Compensação pelas despesas em teletrabalho: equilíbrio laboral em debate

  • Ricardo Nascimento
  • 4 Outubro 2023

Esta compensação vista sob a ótica do trabalhador pode ser considerada insuficiente. Já pelo prisma do empregador, a legislação pode ser vista como mais um encargo numa realidade económica desafiante.

O advento e crescimento contínuo das tecnologias da informação, em conjunto com as mudanças sociais recentes aceleradas pela pandemia da COVID-19, provocaram uma reconfiguração significativa do ambiente laboral. Em Portugal, como em muitos outros lugares do mundo, o teletrabalho tornou-se uma alternativa, inicialmente circunstancial, que rapidamente ganhou ares de permanência. A Portaria n.º 292-A/2023, publicada a 29 de setembro surge, neste contexto, como uma resposta legislativa a uma realidade que se impôs.

Mas, como ocorre com toda legislação que enfrenta a tarefa de regulamentar novas realidades, surgem questões: A norma equilibra devidamente os direitos e responsabilidades dos trabalhadores e empregadores? Quais as potencialidades e limitações deste novo diploma?

Desde já, é louvável a iniciativa do legislador português em reconhecer, formalmente, os encargos adicionais que o teletrabalho pode gerar para o trabalhador.

A clareza das disposições da Portaria que entrou em vigor a 1 de outubro proporciona segurança jurídica ao trabalhador, que pode reivindicar esses valores de compensação sem temer represálias ou ambiguidades. Trabalhar a partir de casa, embora possa trazer comodidades de evitar deslocações ou de trabalhar num ambiente familiar, traz consigo custos. O gasto de energia elétrica, a necessidade de uma ligação à internet mais robusta ou até a aquisição e manutenção de equipamentos tornam-se realidades inescapáveis.
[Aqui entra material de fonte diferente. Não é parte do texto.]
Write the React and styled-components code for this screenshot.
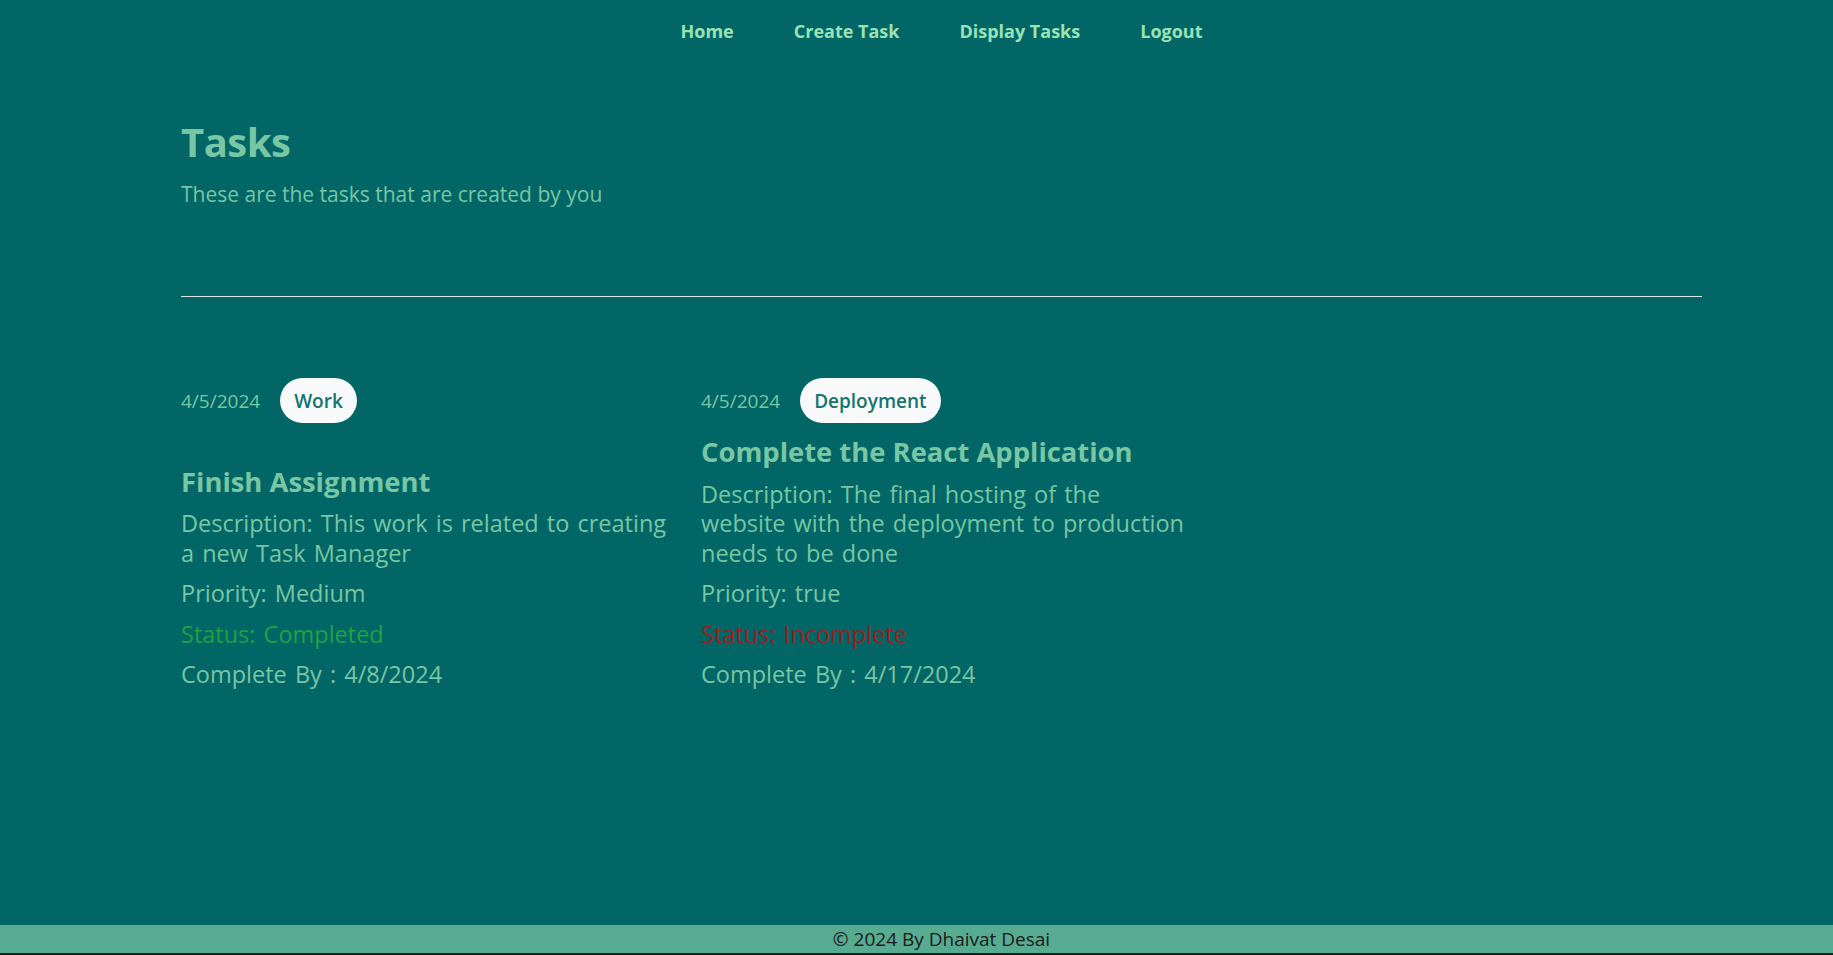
import React from 'react'
import styled, { createGlobalStyle } from 'styled-components'

const GlobalStyle = createGlobalStyle`
  * { box-sizing: border-box; }
  body {
    margin: 0;
    background: #036666;
    font-family: "Open Sans", "Noto Sans", sans-serif;
  }
`

const tasks = [
  {
    id: 1,
    createdOn: '4/5/2024',
    category: 'Work',
    title: 'Finish Assignment',
    description: 'This work is related to creating a new Task Manager',
    priority: 'Medium',
    completed: true,
    dueDate: '4/8/2024',
  },
  {
    id: 2,
    createdOn: '4/5/2024',
    category: 'Deployment',
    title: 'Complete the React Application',
    description: 'The final hosting of the website with the deployment to production needs to be done',
    priority: 'true',
    completed: false,
    dueDate: '4/17/2024',
  },
]

const App = () => {
  return <Page>
    <GlobalStyle />
    <Nav>
      <NavLink href="#">Home</NavLink>
      <NavLink href="#">Create Task</NavLink>
      <NavLink href="#">Display Tasks</NavLink>
      <NavLink href="#">Logout</NavLink>
    </Nav>

    <Main>
      <Heading>Tasks</Heading>
      <Subtitle>These are the tasks that are created by you</Subtitle>
      <Divider />

      <TaskGrid>
        {tasks.map((task) => (
          <TaskCard key={task.id}>
            <CardTop>
              <DateText>{task.createdOn}</DateText>
              <Badge>{task.category}</Badge>
            </CardTop>
            <CardBody>
              <TaskTitle>{task.title}</TaskTitle>
              <Line>Description: {task.description}</Line>
              <Line>Priority: {task.priority}</Line>
              <Line $status={task.completed ? 'done' : 'open'}>
                Status: {task.completed ? 'Completed' : 'Incomplete'}
              </Line>
              <Line>Complete By : {task.dueDate}</Line>
            </CardBody>
          </TaskCard>
        ))}
      </TaskGrid>
    </Main>

    <Footer>© 2024 By Dhaivat Desai</Footer>
  </Page>
}

const Page = styled.div`
  min-height: 100vh;
  display: flex;
  flex-direction: column;
`

const Nav = styled.nav`
  height: 62px;
  display: flex;
  align-items: center;
  justify-content: center;
  gap: 60px;
  padding-left: 50px;
`

const NavLink = styled.a`
  color: #99e2b4;
  font-weight: 700;
  font-size: 18px;
  text-decoration: none;
`

const Main = styled.main`
  flex: 1;
  padding: 52px 131px 0 181px;
`

const Heading = styled.h1`
  margin: 0;
  color: #78c6a3;
  font-size: 40px;
  font-weight: 700;
  letter-spacing: -0.5px;
`

const Subtitle = styled.p`
  margin: 11px 0 0;
  color: #78c6a3;
  font-size: 21px;
`

const Divider = styled.hr`
  margin: 88px 0 0;
  border: 0;
  border-top: 1px solid #dbe6e4;
`

const TaskGrid = styled.div`
  margin-top: 81px;
  display: grid;
  grid-template-columns: repeat(3, 491px);
  column-gap: 29px;
  align-items: stretch;
`

const TaskCard = styled.article`
  display: flex;
  flex-direction: column;
  justify-content: space-between;
`

const CardTop = styled.div`
  display: flex;
  align-items: center;
  gap: 20px;
`

const DateText = styled.span`
  color: #78c6a3;
  font-size: 19px;
`

const Badge = styled.span`
  height: 45px;
  display: inline-flex;
  align-items: center;
  padding: 0 14px;
  border-radius: 23px;
  background: #f8f9fa;
  color: #14746f;
  font-size: 19px;
  font-weight: 600;
`

const CardBody = styled.div`
  margin-top: 13px;
`

const TaskTitle = styled.h3`
  margin: 0 0 11px;
  color: #78c6a3;
  font-size: 27.4px;
  line-height: 1.2;
  font-weight: 700;
`

const Line = styled.p`
  margin: 0 0 11px;
  font-size: 23.5px;
  line-height: 29.5px;
  word-spacing: 2px;
  color: ${({ $status }) => ($status === 'done' ? '#1fa244' : $status === 'open' ? '#a01c1c' : '#78c6a3')};
`

const Footer = styled.footer`
  height: 30px;
  display: flex;
  align-items: center;
  justify-content: center;
  padding-left: 50px;
  background: #56ab91;
  border-bottom: 2px solid #1b1b1b;
  color: #1b1b1b;
  font-size: 19px;
`

export default App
Deste modo, ao estabelecer compensações como os 0,10 euros pelo consumo de eletricidade, os 0,40 euros para o uso da internet ou 0,50 euros para uso de computador ou equipamento informático equivalente pertencente ao trabalhador, a referida Portaria avança ao dar visibilidade a estes encargos e ao tentar garantir que não recaiam exclusivamente sobre o trabalhador.

Acontece que, esta compensação, vista sob a ótica do trabalhador, pode ser considerada insuficiente: E, convenhamos, tais valores isentos de tributação são muito baixos. Se somarmos os valores estipulados, chegamos a um montante que ronda o 1 euro por dia, traduzindo-se, na prática, a cerca de 22 euros mensais. Ainda que possa existir uma majoração de 50% prevista em contratação coletiva (para 33 euros), a questão que se impõe é: este valor cobre efetivamente os gastos adicionais gerados pelo teletrabalho? Para muitos trabalhadores, a resposta poderá ser negativa, especialmente se considerarmos que o consumo energético de uma habitação pode aumentar consideravelmente com a permanência contínua e o uso constante de equipamentos eletrónicos.
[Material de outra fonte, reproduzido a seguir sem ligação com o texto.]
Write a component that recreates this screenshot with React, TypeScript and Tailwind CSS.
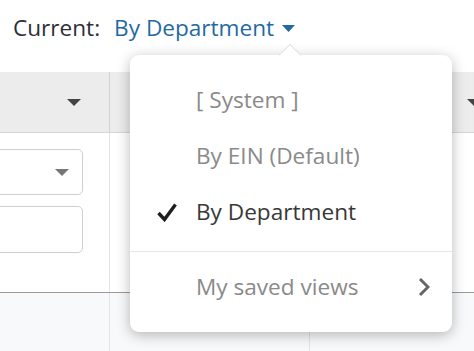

Já pelo prisma do empregador, a legislação pode ser vista como mais um encargo numa realidade económica já desafiadora. Muitas empresas enfrentaram e enfrentam dificuldades derivadas das restrições pandémicas e da necessidade de adaptação rápida a novos modos de operação. Assim, a imposição de compensações adicionais pode ser percebida como mais um peso no orçamento empresarial. Adicionalmente, poderá argumentar-se que a flexibilidade e a possibilidade de continuação de atividades proporcionadas pelo teletrabalho já são, em si, benefícios para o trabalhador que melhoram a sua qualidade de vida.

Um ponto fulcral da Portaria é que ela apenas se aplica quando os bens ou serviços em questão não são fornecidos pelo empregador. Tal diploma oferece a opção de fornecer equipamentos e serviços diretamente ao trabalhador, permitindo maior controlo sobre as ferramentas e tecnologias utilizadas.

Em resumo, a Portaria n.º 292-A/2023 reflete uma tentativa legítima de atualizar o quadro jurídico-laboral português a uma realidade que se consolidou rapidamente. Contudo, como toda legislação pioneira, traz em si desafios e questões. O equilíbrio entre direitos e deveres, no âmbito laboral, é um caminho sinuoso, que demandará constante revisão e adaptação. A discussão aqui apresentada não esgota o tema, mas pretende fomentar o debate sobre como tornar o teletrabalho uma prática justa e equilibrada para todas as partes envolvidas.

O importante, contudo, é que a regulamentação mostra a capacidade de adaptação do sistema jurídico português à realidade laboral em constante evolução, pavimentando o caminho para futuras discussões e aprimoramentos na busca incessante pelo equilíbrio entre direitos e deveres no âmbito laboral.